My problem is that the output from the model looks like this (only shown 4 top words):
(30, '0.008*"tax" + 0.004*"cut" + 0.004*"bill" + 0.004*"spending"')
(18, '0.009*"candidate" + 0.009*"voter" + 0.009*"vote" + 0.009*"election"')
(42, '0.047*"shuttle" + 0.034*"astronaut" + 0.026*"launch" + 0.025*"orbit"')
(22, '0.023*"boat" + 0.020*"ship" + 0.015*"migrant" + 0.013*"vessel"')
So, in order to calculate the cosine sim/distance, I would have to parse the second element of the tuple (i.e., the '0.008*"tax" +...'
part, which indicates term probabilities.

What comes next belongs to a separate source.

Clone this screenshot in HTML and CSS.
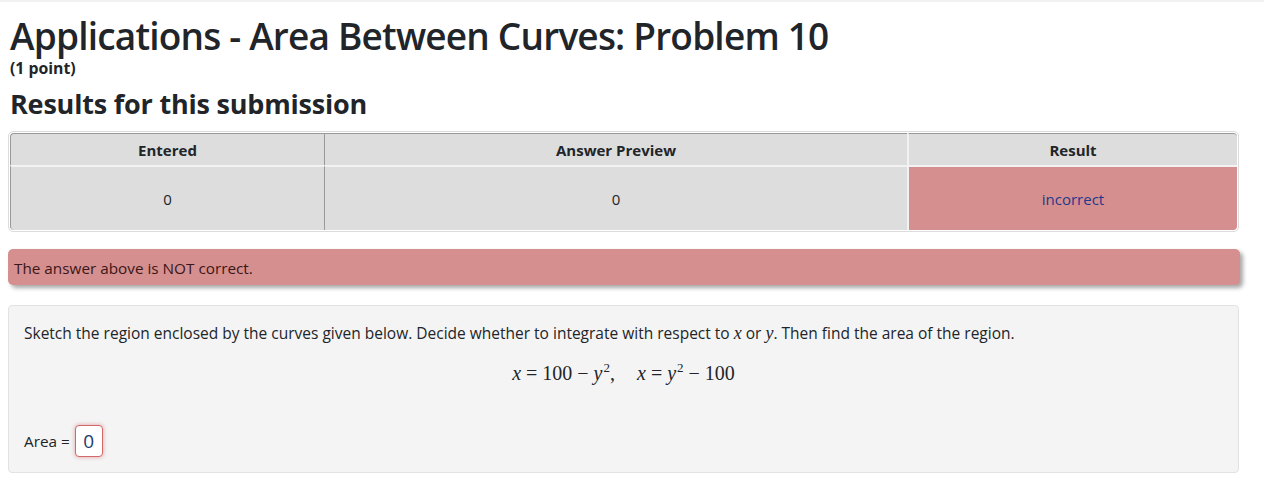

I was wondering whether there is an easier way to get cosine similarity out of the model? Or parsing each individual string of term/probabilities is really the only way to go?
Thanks for the help.
The get_topics()
method gives you a full (sparse) array where each row is a topic, and each column a vocabulary word. So you may be able to calculate topic-to-topic cosine-similarities something roughly like:
from sklearn.metrics.pairwise import cosine_similarity
topics = lda_model.get_topics()
sim_18_to_30 = cosine_similarity(topics[18], topics[30]) # topic 18 to topic 30
all_sims = cosine_similarity(topics) # all pairwise similarities
(I haven't checked this code on a live model; exact required shapes/etc may be off.)